Senior education majors involved in student teaching programs at the Mary Louise Phillips Child Care Center said they’ve had to take the role of teacher and mentor to help their students cope with their fear of the unknown.

Jane Vonhoff, a senior special education major, said explaining the basic facts of the terrorist attacks and reassuring her first graders of their safety was enough to put her students at ease.

“The teachers and school counselor told the kids it was a real bad thing and they understood that the nation was scared,” Vonhoff said. “But we also made supreme efforts to make the kids feel safe and let them know Fort Worth isn’t the next target.”

Erin Savage, a senior early childhood education major, said she was surprised at how much her kindergarten class understood the attacks and how concerned they were for their own safety.

“(The children) knew a lot and they said a plane crashed into a building and there were bad people and that kind of thing,” Savage said. “But they were really concerned about whether the bad people were coming to get them. So we spent a lot of time telling them we were there to keep them safe and that the school was very safe.”

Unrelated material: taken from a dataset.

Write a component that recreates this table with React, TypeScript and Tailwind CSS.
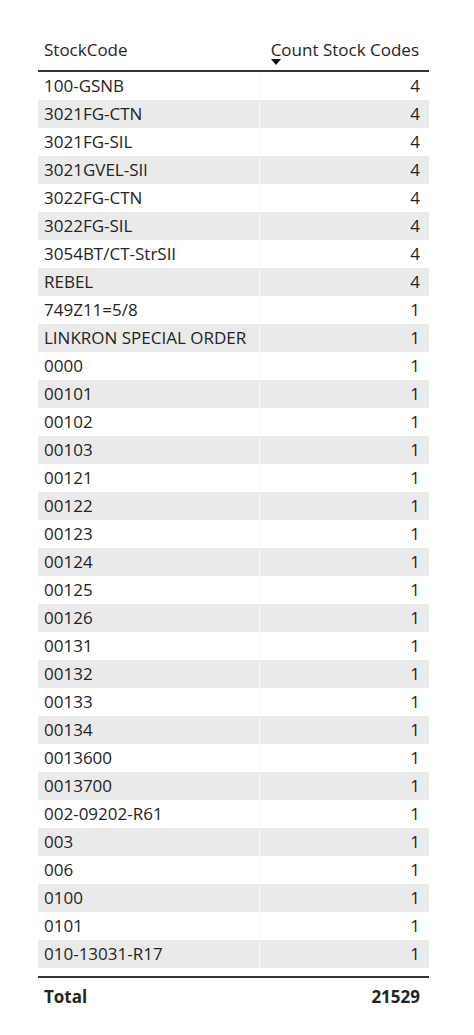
import React from "react";

const rows: [string, number][] = [
  ["100-GSNB", 4],
  ["3021FG-CTN", 4],
  ["3021FG-SIL", 4],
  ["3021GVEL-SIl", 4],
  ["3022FG-CTN", 4],
  ["3022FG-SIL", 4],
  ["3054BT/CT-StrSIl", 4],
  ["REBEL", 4],
  ["749Z11=5/8", 1],
  ["LINKRON SPECIAL ORDER", 1],
  ["0000", 1],
  ["00101", 1],
  ["00102", 1],
  ["00103", 1],
  ["00121", 1],
  ["00122", 1],
  ["00123", 1],
  ["00124", 1],
  ["00125", 1],
  ["00126", 1],
  ["00131", 1],
  ["00132", 1],
  ["00133", 1],
  ["00134", 1],
  ["0013600", 1],
  ["0013700", 1],
  ["002-09202-R61", 1],
  ["003", 1],
  ["006", 1],
  ["0100", 1],
  ["0101", 1],
  ["010-13031-R17", 1],
];

export default function App() {
  return (
    <div
      className="w-[474px] h-[1035px] bg-white text-[#252423] pt-[37px] pl-[38px]"
      style={{ fontFamily: '"Open Sans", "Noto Sans", sans-serif' }}
    >
      <div className="w-[391px] flex flex-col">
        {/* Header */}
        <div className="flex h-[35px] border-b-2 border-[#333333] text-[17px] leading-[24px]">
          <div className="w-[222px] pl-[6px] flex items-start pt-[1px]">StockCode</div>
          <div className="flex-1 flex items-start justify-end pr-[10px] pt-[1px]">
            <span className="relative">
              Count Stock Codes
              <span className="absolute left-[0px] top-[21px] w-0 h-0 border-l-[5px] border-r-[5px] border-t-[6px] border-l-transparent border-r-transparent border-t-[#111111]" />
            </span>
          </div>
        </div>
        {/* Body */}
        <div className="flex flex-col">
          {rows.map(([code, count], i) => (
            <div
              key={code}
              className={`flex h-[28px] items-center text-[17px] ${i % 2 === 1 ? "bg-[#eaeaea]" : "bg-white"}`}
            >
              <div className="w-[222px] h-full flex items-center pl-[6px] border-r border-[#f7f7f7] whitespace-nowrap">
                {code}
              </div>
              <div className="flex-1 h-full flex items-center justify-end pr-[9px]">{count}</div>
            </div>
          ))}
          <div className="h-[8px] overflow-hidden">
            <div className="flex h-[28px] items-center text-[17px] bg-white">
              <div className="w-[222px] pl-[6px]">010-13032-R17</div>
              <div className="flex-1 flex justify-end pr-[9px]">1</div>
            </div>
          </div>
        </div>
        {/* Total */}
        <div className="flex h-[40px] items-center border-t-2 border-[#333333] text-[17px] font-bold">
          <div className="w-[222px] pl-[6px]">Total</div>
          <div className="flex-1 flex justify-end pr-[9px]">21529</div>
        </div>
      </div>
    </div>
  );
}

Kristen Wright, a senior elementary education major said, “At one point there was a plane that flew overhead because an air force base is close to the school and it scared us all to death,” Wright said. “I just froze and my heart was going crazy and the kids were just saying, ‘The plane, the plane that crashed into the building.’ And they’d just repeat that over and over.”

Ranae Stetson, an education professor specializing in early childhood, said the student teachers did a good job explaining the facts to the kids and preserving their psychological safety through consistency and routine.

Savage said she talked to her class about the attacks, but focused on keeping her class on a normal schedule complete with recess and all the daily classes.

Becky Taylor, director of the counseling program for the School of Education, said it is difficult for schools to be kept routine when the parents of the children are panicking.

“I heard at some schools the parents were coming in all panicked and talking about World War III (which made) their kids panic,” Taylor said.

Vonhoff observed similar reactions from parents, she said.

“One parent came in a panic mode, who is normally very proper and business-like, and she nearly ripped her kid’s arm off,” Vonhoff said. “She’d probably never seen her mother like that in her life and she got scared. The look in the little girl’s eyes was pure panic.”

Taylor said it is important for parents to realize that their young children need to be told the truth, but they only need basic information and can become traumatized when placed in front of the news coverage for hours at a time.

Stetson said children learn from repetition and that can be dangerous when children see too much of the news about the terrorist attacks.

“When young children repeatedly see the plane go into the building from different angles they can’t differentiate that it’s one event they’re showing multiple times,” Stetson said. “With (the children) it’s happening each time as a new event. The fear escalates for them with each time the plane hits.”